Definition: Projection is the process of representing a three-dimensional (3D) object on a two-dimensional (2D) projection plane. It is used to display 3D objects on a computer screen.

Parallel Projection

In parallel projection, all projection lines are parallel to each other.

Types of Parallel Projection

  • Orthographic Projection
  • Oblique Projection

1. Oblique Projection

In oblique projection, projection lines are parallel but inclined to the projection plane.

Types of Oblique Projection
  • (a) Cavalier Projection: Receding lines are drawn at 45°. Depth is shown at full scale, making the object appear longer in depth.
    • Angle: 45°
    • Depth Scale: 1
  • (b) Cabinet Projection: Receding lines are drawn at 45°. Depth is reduced to half of the actual length. It is more realistic than Cavalier.
    • Angle: 45°
    • Depth Scale: 1/2

2. Orthographic Projection

Orthographic projection is a parallel projection where projection lines are perpendicular to the projection plane.

Types of Orthographic Projection
  • (a) Isometric Projection: All three principal axes are equally inclined with equal foreshortening.
    • Three axes make equal angles.
    • Scale is equal along all axes.
  • (b) Dimetric Projection: Two axes have equal foreshortening, while the third axis has a different foreshortening.
    • Two scales are equal.
    • One scale is different.

Cohen-Sutherland Line Clipping Algorithm

Definition: The Cohen–Sutherland Line Clipping Algorithm is used to determine the visible portion of a line within a rectangular clipping window.

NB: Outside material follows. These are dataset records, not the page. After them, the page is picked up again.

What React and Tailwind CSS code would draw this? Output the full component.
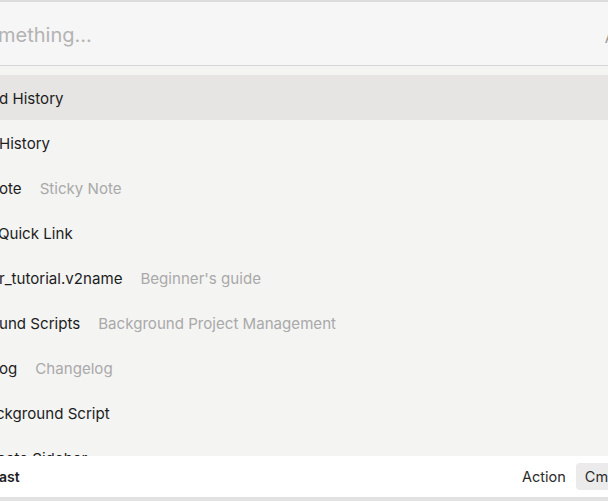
const rows = [
  { title: 'd History', shift: 'ml-[-1px]', selected: true },
  { title: 'History', shift: 'ml-[-1px]' },
  { title: 'ote', sub: 'Sticky Note', shift: 'ml-[-1px]' },
  { title: 'Quick Link', shift: 'ml-[-2px]' },
  { title: 'r_tutorial.v2name', sub: "Beginner's guide", shift: 'ml-[-1px]' },
  { title: 'und Scripts', sub: 'Background Project Management', shift: 'ml-[-1px]' },
  { title: 'og', sub: 'Changelog', shift: 'ml-[-1px]' },
  { title: 'ckground Script', shift: 'ml-[-4px]' },
  { title: 'eate Sidebar', shift: 'ml-[-3px]' },
]

function Row({ title, sub, shift, selected }) {
  return (
    <div className={`flex h-[45px] shrink-0 items-center whitespace-nowrap pt-[3px] ${selected ? 'bg-[#e6e5e3]' : ''}`}>
      <span className={`${shift} text-[15.1px] text-[#1d1d1d]`}>{title}</span>
      {sub ? <span className="ml-[18px] text-[15.1px] text-[#a9a9a9]">{sub}</span> : null}
    </div>
  )
}

export default function App() {
  return (
    <div
      className="flex h-[501px] w-[608px] flex-col overflow-hidden bg-[#f4f4f3]"
      style={{ fontFamily: 'Inter, "Noto Sans", sans-serif' }}
    >
      <div className="h-[2px] shrink-0 bg-[#dcdcdc]" />
      <div className="flex h-[64px] shrink-0 items-center justify-between border-b border-[#d6d6d6] bg-[#f6f6f6] pt-[2px]">
        <span className="ml-[-2px] text-[20px] text-[#b3b3b3]">mething...</span>
        <span className="mr-[-7px] pt-[8px] text-[15px] text-[#9a9a9a]">A</span>
      </div>
      <div className="flex flex-1 flex-col overflow-hidden pt-[9px]">
        {rows.map((r) => (
          <Row key={r.title} {...r} />
        ))}
      </div>
      <div className="flex h-[41px] shrink-0 items-center justify-between bg-white">
        <span className="ml-[-1px] text-[14px] font-semibold text-[#1d1d1d]">ast</span>
        <div className="flex items-center gap-[10px]">
          <span className="text-[14.5px] text-[#2a2a2a]">Action</span>
          <span className="mr-[-18px] rounded-[4px] bg-[#ebebeb] px-[9px] py-[3px] text-[14.5px] text-[#2a2a2a]">Cmd</span>
        </div>
      </div>
      <div className="h-[4px] shrink-0 bg-[#e2e2e2]" />
    </div>
  )
}
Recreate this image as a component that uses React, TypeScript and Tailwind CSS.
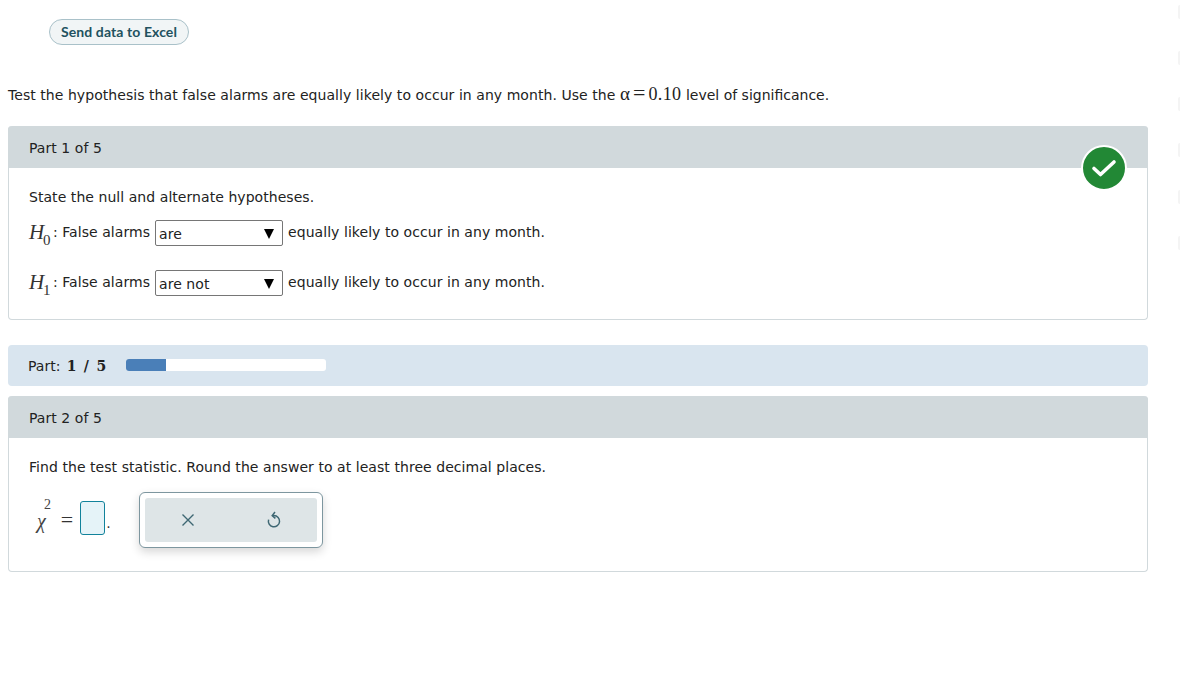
import { FC } from "react";

const FakeSelect: FC<{ value: string }> = ({ value }) => (
  <div className="mx-[5px] flex h-[26px] w-[128px] items-center justify-between rounded-[2px] border border-[#767676] pl-[3px] pr-[8px] pt-[1px] text-[#222]">
    <span>{value}</span>
    <span className="h-0 w-0 border-x-[5px] border-t-[10px] border-x-transparent border-t-black" />
  </div>
);

const Hypothesis: FC<{ sub: string; value: string }> = ({ sub, value }) => (
  <div className="flex h-[26px] items-center">
    <span className="-mt-[1px] w-[14px] font-['Liberation_Serif'] text-[21px] italic text-[#333]">H</span>
    <span className="mt-[14px] w-[7px] font-['Liberation_Serif'] text-[15px] text-[#333]">{sub}</span>
    <span className="-mt-[2px] ml-[3px]">: False alarms</span>
    <FakeSelect value={value} />
    <span className="-mt-[2px]">equally likely to occur in any month.</span>
  </div>
);

const CardHeader: FC<{ title: string }> = ({ title }) => (
  <div className="flex h-[42px] items-center rounded-t-[4px] bg-[#d1d9dc] pl-[21px] pt-[2px] text-[#222]">{title}</div>
);

const edgeMarks = [5, 51, 97, 143, 190, 236];

export default function App() {
  return (
    <div className="relative h-[679px] overflow-hidden bg-white pl-[8px] pt-[19px] font-['DejaVu_Sans'] text-[14px] leading-none tracking-[0.055px] text-[#222]">
      {edgeMarks.map((top) => (
        <span key={top} className="absolute right-0 h-[14px] w-[2px] rounded-l-full bg-[#f4f4f4]" style={{ top }} />
      ))}

      <button className="ml-[41px] flex h-[26px] w-[140px] items-center justify-center rounded-full border border-[#a9c1c9] bg-[#f1f5f6] font-['Lato'] text-[14px] font-bold tracking-[0.1px] text-[#22525f]">
        Send data to Excel
      </button>

      <p className="mt-[41px] h-[14px] whitespace-pre leading-[14px]">
        Test the hypothesis that false alarms are equally likely to occur in any month. Use the{" "}
        <span className="font-['Liberation_Serif'] text-[19px]">α</span>
        <span className="ml-[3px] mr-[3px] font-['Liberation_Serif'] text-[22px] leading-[14px]">=</span>
        <span className="font-['Liberation_Serif'] text-[18px] tracking-[0.4px]">0.10</span>
        <span className="tracking-normal"> level of significance.</span>
      </p>

      <section className="relative mt-[26px] h-[194px] w-[1140px] rounded-[4px] border-x border-b border-[#d1d9dc]">
        <div className="-mx-px">
          <CardHeader title="Part 1 of 5" />
        </div>
        <p className="ml-[20px] mt-[22px]">State the null and alternate hypotheses.</p>
        <div className="ml-[20px] mt-[16px] flex flex-col gap-[24px]">
          <Hypothesis sub="0" value="are" />
          <Hypothesis sub="1" value="are not" />
        </div>
        <div className="absolute left-[1072px] top-[19px] flex h-[46px] w-[46px] items-center justify-center rounded-full border-[2px] border-white bg-[#228835]">
          <svg width="30" height="30" viewBox="0 0 30 30" fill="none" stroke="white" strokeWidth="3.6" strokeLinecap="round" strokeLinejoin="round">
            <path d="M5 15.5 L11.5 21.5 L25 9" />
          </svg>
        </div>
      </section>

      <div className="mt-[25px] flex h-[41px] w-[1140px] items-center rounded-[4px] bg-[#d9e5ef] pl-[20px]">
        <span>Part:</span>
        <span className="ml-[6px] font-['DejaVu_Serif'] font-bold [word-spacing:2.5px]">1 / 5</span>
        <div className="-mt-[2px] ml-[20px] h-[12px] w-[200px] overflow-hidden rounded-[3px] bg-white">
          <div className="h-full w-[40px] bg-[#4a7fb8]" />
        </div>
      </div>

      <section className="mt-[10px] h-[176px] w-[1140px] rounded-[4px] border-x border-b border-[#d1d9dc]">
        <div className="-mx-px">
          <CardHeader title="Part 2 of 5" />
        </div>
        <p className="ml-[20px] mt-[22px]">Find the test statistic. Round the answer to at least three decimal places.</p>
        <div className="ml-[28px] mt-[18px] flex items-center">
          <div className="relative flex h-[56px] items-center">
            <span className="mt-[2px] font-['Liberation_Serif'] text-[20px] font-light italic text-[#444]">χ</span>
            <span className="absolute left-[7px] top-[6px] font-['Liberation_Serif'] text-[14px] text-[#444]">2</span>
            <span className="ml-[15px] font-['Liberation_Serif'] text-[22px] text-[#333]">=</span>
          </div>
          <div className="-mt-[4px] ml-[7px] h-[34px] w-[25px] rounded-[3px] border border-[#11829b] bg-[#e5f3f8]" />
          <span className="ml-[1px] mt-[6px] text-[#333]">.</span>
          <div className="ml-[28px] flex h-[56px] w-[184px] items-center rounded-[6px] border border-[#7d969f] bg-white p-[5px] shadow-[0_4px_10px_rgba(0,0,0,0.16)]">
            <div className="flex h-[44px] w-full items-center rounded-[3px] bg-[#dee5e7]">
              <svg className="ml-[35px]" width="16" height="16" viewBox="0 0 16 16" fill="none" stroke="#3e6773" strokeWidth="1.4">
                <path d="M2.5 2.5 L13.5 13.5 M13.5 2.5 L2.5 13.5" />
              </svg>
              <svg className="ml-[70px]" width="16" height="18" viewBox="0 0 16 18" fill="none" stroke="#3e6773" strokeWidth="1.5">
                <path d="M7 4.6 H8 A5.6 5.6 0 1 1 2.6 8.6" />
                <path d="M9 1 L6.2 4.6 L9.4 7.4" />
              </svg>
            </div>
          </div>
        </div>
      </section>
    </div>
  );
}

It efficiently accepts, rejects, or clips a line segment against the window.

Concept

The clipping window is divided into 9 regions. Each region is assigned a 4-bit region code (Outcode):

1001 | 1000 | 1010
------------------
0001 | 0000 | 0010
------------------
0101 | 0100 | 0110

Bit Representation

  • 1st: Top
  • 2nd: Bottom
  • 3rd: Right
  • 4th: Left

0000 indicates the point is inside the clipping window.

Steps of the Algorithm

  1. Assign Region Codes: Find the 4-bit region code for each endpoint of the line.
  2. Check for Trivial Acceptance: If both endpoints have code 0000, the line lies completely inside the window. Result: Accept the line.
  3. Check for Trivial Rejection: If the logical AND of both region codes is not zero (Code1 AND Code2 ≠ 0), the line lies completely outside the window. Result: Reject the line.
  4. Perform Clipping: If neither accepted nor rejected, select an endpoint outside the window, find the intersection point with the boundary, replace the outside endpoint with the intersection point, and recalculate the region code.
  5. Repeat: Repeat the process until the line is either accepted or rejected.

Advantages

  • Simple and efficient.
  • Fast acceptance and rejection of lines.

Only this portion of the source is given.